-- WHAT TO WORK ON --
Where does the string "code" appear? Copy every line of the entries below that holds it.

-- STORED ROWS --

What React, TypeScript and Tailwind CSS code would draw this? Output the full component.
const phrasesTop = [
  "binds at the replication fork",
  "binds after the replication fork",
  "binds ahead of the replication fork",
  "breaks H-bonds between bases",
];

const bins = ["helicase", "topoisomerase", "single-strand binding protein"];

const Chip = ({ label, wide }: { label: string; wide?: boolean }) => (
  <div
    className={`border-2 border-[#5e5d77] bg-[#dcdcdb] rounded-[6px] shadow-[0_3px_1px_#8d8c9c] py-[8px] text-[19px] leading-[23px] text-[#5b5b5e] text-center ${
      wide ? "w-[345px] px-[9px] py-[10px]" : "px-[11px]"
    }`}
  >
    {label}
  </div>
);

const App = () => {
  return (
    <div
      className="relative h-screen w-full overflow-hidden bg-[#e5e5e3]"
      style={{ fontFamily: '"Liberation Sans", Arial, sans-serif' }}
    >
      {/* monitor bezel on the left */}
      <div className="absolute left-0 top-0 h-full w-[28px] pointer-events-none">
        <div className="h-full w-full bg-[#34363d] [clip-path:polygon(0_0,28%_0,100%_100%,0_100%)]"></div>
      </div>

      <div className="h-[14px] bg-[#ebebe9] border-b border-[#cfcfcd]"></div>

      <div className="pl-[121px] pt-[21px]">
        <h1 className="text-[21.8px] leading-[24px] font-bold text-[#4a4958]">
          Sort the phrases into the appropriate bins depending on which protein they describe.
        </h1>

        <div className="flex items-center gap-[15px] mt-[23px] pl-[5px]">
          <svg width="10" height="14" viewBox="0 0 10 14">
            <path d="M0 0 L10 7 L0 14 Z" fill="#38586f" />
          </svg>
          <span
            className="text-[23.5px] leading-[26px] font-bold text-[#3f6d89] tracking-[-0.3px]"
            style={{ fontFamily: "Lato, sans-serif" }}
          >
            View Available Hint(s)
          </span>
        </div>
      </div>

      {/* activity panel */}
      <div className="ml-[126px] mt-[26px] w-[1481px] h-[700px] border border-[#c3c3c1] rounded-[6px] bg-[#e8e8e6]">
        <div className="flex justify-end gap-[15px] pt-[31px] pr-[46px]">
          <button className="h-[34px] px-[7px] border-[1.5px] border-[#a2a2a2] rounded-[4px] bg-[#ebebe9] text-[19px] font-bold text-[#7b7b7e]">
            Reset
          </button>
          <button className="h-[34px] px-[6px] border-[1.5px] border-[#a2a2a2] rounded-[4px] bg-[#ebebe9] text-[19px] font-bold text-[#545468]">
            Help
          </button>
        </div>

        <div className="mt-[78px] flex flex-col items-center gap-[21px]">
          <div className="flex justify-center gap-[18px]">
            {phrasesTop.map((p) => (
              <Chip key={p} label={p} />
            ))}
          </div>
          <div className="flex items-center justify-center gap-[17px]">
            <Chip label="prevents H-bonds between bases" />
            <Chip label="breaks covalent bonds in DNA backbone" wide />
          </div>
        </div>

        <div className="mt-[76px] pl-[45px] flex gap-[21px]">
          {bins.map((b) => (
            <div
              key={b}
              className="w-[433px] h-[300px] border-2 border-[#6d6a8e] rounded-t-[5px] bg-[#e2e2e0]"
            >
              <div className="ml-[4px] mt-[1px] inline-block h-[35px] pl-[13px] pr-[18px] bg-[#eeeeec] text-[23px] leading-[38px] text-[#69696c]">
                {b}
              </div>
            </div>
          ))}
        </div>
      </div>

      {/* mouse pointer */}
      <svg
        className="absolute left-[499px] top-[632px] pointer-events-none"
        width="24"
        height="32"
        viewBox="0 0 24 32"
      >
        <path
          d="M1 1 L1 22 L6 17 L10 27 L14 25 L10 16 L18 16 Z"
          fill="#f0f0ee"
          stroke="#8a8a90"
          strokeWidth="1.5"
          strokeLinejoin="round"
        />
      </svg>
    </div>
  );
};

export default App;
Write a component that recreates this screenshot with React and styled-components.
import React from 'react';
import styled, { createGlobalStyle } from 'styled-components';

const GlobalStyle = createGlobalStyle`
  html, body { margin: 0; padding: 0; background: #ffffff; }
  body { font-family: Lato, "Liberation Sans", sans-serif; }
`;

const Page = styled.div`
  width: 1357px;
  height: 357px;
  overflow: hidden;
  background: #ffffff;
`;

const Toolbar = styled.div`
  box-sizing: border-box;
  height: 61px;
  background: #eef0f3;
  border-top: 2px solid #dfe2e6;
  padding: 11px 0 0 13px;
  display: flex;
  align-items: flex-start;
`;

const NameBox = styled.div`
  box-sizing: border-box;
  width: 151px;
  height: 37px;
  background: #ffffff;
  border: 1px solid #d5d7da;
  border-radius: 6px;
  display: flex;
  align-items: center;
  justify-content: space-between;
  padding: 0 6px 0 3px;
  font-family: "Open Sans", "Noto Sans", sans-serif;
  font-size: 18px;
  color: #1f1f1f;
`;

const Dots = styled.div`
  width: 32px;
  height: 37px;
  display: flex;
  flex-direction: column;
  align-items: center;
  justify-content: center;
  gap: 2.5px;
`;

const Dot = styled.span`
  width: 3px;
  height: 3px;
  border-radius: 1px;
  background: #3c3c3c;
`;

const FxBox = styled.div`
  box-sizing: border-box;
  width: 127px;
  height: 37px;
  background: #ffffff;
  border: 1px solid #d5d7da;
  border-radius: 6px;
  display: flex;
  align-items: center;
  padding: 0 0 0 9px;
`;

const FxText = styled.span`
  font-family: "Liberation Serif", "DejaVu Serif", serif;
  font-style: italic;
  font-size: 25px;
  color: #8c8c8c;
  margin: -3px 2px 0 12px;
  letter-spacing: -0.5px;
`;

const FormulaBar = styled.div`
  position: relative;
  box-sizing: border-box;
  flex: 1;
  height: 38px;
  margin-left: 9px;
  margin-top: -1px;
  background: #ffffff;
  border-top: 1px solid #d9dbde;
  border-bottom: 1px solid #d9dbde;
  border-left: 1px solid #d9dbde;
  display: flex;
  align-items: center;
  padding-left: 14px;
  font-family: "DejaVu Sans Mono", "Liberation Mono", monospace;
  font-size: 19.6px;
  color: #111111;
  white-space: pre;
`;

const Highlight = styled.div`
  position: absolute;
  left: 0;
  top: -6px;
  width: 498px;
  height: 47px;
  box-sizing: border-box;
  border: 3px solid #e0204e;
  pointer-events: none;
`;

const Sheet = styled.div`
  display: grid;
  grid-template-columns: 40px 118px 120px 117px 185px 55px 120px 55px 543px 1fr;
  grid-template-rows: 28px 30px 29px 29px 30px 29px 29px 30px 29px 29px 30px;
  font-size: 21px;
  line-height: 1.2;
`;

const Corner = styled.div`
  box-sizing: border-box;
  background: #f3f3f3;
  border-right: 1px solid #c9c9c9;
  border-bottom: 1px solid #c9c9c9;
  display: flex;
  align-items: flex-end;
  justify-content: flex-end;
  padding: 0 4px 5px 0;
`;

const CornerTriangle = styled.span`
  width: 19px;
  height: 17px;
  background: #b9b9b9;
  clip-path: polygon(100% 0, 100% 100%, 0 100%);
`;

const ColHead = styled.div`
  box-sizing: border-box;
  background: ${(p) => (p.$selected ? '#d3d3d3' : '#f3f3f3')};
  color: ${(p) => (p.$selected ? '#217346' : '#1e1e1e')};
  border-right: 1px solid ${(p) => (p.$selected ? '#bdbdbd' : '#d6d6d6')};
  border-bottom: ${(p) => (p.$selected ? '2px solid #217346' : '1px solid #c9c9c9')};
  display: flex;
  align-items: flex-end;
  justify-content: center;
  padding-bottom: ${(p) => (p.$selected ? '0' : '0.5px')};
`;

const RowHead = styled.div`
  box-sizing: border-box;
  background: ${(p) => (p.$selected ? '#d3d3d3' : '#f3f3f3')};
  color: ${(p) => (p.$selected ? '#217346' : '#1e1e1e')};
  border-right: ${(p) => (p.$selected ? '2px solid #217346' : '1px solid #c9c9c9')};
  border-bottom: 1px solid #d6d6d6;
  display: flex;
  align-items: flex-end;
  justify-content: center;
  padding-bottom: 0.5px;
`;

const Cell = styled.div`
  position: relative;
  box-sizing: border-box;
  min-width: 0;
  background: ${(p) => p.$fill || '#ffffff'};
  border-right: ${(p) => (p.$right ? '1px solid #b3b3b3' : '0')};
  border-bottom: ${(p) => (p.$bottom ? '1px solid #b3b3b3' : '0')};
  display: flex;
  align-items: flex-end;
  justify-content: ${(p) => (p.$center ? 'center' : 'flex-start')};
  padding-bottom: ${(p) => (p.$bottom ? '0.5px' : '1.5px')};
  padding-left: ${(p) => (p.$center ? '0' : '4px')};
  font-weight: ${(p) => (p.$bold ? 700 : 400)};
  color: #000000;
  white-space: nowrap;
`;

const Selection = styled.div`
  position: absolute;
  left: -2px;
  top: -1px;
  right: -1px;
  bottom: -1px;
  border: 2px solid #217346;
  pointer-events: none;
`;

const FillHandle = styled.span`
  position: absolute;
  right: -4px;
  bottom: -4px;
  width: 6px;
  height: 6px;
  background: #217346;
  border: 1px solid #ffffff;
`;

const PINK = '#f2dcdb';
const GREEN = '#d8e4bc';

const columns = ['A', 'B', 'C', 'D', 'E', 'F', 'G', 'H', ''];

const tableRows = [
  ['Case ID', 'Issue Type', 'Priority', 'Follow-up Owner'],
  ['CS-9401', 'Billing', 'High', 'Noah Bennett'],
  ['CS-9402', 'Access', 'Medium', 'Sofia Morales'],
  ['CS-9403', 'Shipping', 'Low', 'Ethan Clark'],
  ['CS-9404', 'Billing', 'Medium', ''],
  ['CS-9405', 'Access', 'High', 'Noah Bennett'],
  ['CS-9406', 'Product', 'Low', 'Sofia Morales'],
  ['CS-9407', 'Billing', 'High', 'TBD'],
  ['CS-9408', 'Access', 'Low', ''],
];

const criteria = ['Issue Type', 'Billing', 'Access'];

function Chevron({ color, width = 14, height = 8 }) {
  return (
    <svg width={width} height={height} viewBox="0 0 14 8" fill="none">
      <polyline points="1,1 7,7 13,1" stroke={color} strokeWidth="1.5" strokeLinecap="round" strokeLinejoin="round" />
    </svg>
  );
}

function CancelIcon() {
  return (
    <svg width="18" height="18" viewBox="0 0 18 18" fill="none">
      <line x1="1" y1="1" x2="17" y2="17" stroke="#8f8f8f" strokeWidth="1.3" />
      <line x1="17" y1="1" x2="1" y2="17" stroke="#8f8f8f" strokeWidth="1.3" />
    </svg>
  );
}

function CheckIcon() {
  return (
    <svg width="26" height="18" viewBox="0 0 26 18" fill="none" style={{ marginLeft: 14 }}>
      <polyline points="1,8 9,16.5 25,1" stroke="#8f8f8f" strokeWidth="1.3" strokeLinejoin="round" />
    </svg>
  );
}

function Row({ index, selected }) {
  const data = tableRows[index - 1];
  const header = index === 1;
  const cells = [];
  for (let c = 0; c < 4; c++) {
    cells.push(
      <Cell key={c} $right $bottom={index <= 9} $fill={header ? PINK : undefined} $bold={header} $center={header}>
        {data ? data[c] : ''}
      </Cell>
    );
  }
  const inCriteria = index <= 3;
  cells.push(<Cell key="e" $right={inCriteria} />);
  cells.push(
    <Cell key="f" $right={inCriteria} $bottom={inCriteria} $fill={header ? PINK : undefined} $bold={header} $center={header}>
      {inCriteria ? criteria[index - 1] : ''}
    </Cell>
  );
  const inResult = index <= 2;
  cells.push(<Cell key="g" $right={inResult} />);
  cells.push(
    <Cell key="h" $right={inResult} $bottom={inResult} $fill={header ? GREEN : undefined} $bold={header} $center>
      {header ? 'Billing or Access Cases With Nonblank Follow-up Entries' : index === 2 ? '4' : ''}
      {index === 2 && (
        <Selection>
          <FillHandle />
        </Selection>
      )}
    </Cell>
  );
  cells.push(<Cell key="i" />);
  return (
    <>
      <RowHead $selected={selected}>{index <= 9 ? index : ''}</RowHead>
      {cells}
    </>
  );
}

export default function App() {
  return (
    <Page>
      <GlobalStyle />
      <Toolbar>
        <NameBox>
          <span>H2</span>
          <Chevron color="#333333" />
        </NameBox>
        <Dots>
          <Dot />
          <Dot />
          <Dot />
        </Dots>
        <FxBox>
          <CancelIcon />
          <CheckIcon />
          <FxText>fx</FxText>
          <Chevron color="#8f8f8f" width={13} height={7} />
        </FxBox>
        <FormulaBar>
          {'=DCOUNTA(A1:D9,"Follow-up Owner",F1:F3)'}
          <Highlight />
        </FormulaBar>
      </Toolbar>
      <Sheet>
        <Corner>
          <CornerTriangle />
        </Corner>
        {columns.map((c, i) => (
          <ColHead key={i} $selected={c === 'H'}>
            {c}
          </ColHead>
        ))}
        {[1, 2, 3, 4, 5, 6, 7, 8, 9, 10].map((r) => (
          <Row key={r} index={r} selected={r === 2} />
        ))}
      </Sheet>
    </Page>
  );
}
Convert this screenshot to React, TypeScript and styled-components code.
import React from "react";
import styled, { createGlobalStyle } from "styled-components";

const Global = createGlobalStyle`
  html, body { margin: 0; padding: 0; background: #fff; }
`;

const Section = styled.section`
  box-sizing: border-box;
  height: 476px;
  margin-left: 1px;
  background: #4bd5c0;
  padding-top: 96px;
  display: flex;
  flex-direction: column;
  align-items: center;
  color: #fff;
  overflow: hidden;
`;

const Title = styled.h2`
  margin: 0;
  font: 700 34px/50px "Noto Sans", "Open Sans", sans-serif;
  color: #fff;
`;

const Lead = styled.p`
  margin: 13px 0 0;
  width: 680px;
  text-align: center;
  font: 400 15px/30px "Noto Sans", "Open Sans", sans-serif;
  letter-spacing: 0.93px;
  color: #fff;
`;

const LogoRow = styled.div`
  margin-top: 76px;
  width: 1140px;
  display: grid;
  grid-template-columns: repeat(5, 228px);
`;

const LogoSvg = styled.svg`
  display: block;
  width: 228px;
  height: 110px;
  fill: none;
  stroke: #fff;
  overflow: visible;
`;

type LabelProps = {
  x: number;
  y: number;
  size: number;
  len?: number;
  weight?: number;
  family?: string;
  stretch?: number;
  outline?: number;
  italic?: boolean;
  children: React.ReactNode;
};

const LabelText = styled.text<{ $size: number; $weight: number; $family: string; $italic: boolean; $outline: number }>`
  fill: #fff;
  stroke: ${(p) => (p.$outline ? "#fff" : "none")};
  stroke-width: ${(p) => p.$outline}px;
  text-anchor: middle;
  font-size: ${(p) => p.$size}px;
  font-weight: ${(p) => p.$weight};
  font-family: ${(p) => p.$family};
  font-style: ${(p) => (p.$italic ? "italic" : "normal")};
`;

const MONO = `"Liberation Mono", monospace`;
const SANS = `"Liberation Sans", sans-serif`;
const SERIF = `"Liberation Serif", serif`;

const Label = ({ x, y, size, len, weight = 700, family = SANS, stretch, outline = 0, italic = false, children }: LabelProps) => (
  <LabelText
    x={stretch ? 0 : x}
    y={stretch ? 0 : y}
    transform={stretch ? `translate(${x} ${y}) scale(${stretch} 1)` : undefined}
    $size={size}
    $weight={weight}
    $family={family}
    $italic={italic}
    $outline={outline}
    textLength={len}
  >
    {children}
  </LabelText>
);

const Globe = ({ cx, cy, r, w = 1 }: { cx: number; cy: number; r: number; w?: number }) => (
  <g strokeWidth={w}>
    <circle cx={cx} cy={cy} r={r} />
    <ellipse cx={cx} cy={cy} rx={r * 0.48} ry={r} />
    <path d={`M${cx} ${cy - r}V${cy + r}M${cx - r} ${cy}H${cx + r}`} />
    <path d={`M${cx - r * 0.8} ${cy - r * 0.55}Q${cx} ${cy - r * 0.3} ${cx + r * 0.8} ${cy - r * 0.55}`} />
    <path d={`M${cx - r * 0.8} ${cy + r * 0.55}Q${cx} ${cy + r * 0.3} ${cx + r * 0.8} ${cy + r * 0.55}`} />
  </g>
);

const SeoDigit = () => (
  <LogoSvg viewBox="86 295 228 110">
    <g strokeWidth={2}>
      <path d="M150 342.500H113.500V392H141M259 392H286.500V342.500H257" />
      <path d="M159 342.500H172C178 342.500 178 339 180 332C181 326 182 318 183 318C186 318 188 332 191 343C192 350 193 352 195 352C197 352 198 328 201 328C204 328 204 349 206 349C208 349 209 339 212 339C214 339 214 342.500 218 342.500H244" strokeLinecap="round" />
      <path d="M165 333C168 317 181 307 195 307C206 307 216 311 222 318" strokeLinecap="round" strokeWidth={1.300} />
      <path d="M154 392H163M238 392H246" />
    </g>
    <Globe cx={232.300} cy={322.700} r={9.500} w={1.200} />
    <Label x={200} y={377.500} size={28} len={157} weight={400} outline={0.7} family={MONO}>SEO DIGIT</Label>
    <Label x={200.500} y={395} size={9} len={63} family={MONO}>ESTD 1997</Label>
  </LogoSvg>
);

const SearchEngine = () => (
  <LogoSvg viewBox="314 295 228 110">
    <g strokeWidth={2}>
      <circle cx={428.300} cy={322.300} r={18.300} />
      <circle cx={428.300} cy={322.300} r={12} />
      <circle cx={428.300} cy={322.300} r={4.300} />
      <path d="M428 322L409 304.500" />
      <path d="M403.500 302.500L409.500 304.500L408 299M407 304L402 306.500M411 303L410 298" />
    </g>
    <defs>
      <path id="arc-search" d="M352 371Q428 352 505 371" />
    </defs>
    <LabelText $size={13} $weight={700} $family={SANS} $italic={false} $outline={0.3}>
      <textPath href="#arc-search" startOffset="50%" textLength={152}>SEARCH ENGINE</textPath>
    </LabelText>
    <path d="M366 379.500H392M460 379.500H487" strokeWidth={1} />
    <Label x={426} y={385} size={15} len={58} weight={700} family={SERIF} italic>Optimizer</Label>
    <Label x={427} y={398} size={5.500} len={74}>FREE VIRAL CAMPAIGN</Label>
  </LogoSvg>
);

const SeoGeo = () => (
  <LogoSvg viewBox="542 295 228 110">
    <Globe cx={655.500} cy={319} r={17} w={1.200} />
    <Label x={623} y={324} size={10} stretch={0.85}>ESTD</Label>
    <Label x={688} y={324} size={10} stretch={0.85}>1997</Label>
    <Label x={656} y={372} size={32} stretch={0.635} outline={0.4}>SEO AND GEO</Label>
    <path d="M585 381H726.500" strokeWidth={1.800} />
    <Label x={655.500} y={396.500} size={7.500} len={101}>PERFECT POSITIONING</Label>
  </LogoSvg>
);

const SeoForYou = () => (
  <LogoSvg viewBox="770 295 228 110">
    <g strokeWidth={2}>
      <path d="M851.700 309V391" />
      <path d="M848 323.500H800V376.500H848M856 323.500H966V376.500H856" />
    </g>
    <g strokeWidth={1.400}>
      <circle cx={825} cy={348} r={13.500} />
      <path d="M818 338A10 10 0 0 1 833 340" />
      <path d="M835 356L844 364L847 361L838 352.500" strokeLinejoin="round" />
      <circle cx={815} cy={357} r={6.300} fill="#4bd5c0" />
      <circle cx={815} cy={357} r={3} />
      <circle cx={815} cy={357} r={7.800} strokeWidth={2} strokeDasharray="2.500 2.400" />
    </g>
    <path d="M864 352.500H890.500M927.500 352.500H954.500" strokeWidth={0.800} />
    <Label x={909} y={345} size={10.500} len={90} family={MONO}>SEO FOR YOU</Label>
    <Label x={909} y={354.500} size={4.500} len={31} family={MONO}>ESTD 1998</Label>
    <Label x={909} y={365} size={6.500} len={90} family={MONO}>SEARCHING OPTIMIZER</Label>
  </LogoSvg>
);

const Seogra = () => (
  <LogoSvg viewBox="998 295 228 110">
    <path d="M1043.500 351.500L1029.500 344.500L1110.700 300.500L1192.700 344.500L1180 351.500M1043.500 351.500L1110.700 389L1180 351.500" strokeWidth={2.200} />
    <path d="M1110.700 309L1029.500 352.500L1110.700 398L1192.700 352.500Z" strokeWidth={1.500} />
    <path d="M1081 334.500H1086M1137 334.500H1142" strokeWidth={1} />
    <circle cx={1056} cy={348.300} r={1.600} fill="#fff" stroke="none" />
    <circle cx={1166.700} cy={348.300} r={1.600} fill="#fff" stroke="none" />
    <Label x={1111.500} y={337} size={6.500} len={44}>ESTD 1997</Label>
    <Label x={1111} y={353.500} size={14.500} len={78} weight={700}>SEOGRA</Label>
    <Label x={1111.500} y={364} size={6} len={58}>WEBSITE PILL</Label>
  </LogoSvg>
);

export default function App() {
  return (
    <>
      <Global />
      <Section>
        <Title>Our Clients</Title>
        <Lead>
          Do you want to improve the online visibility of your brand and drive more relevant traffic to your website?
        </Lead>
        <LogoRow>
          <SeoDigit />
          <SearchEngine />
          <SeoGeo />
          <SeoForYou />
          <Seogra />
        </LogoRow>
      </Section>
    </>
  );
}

-- PROBLEM SOLUTION --
What React, TypeScript and Tailwind CSS code would draw this? Output the full component.
Convert this screenshot to React, TypeScript and styled-components code.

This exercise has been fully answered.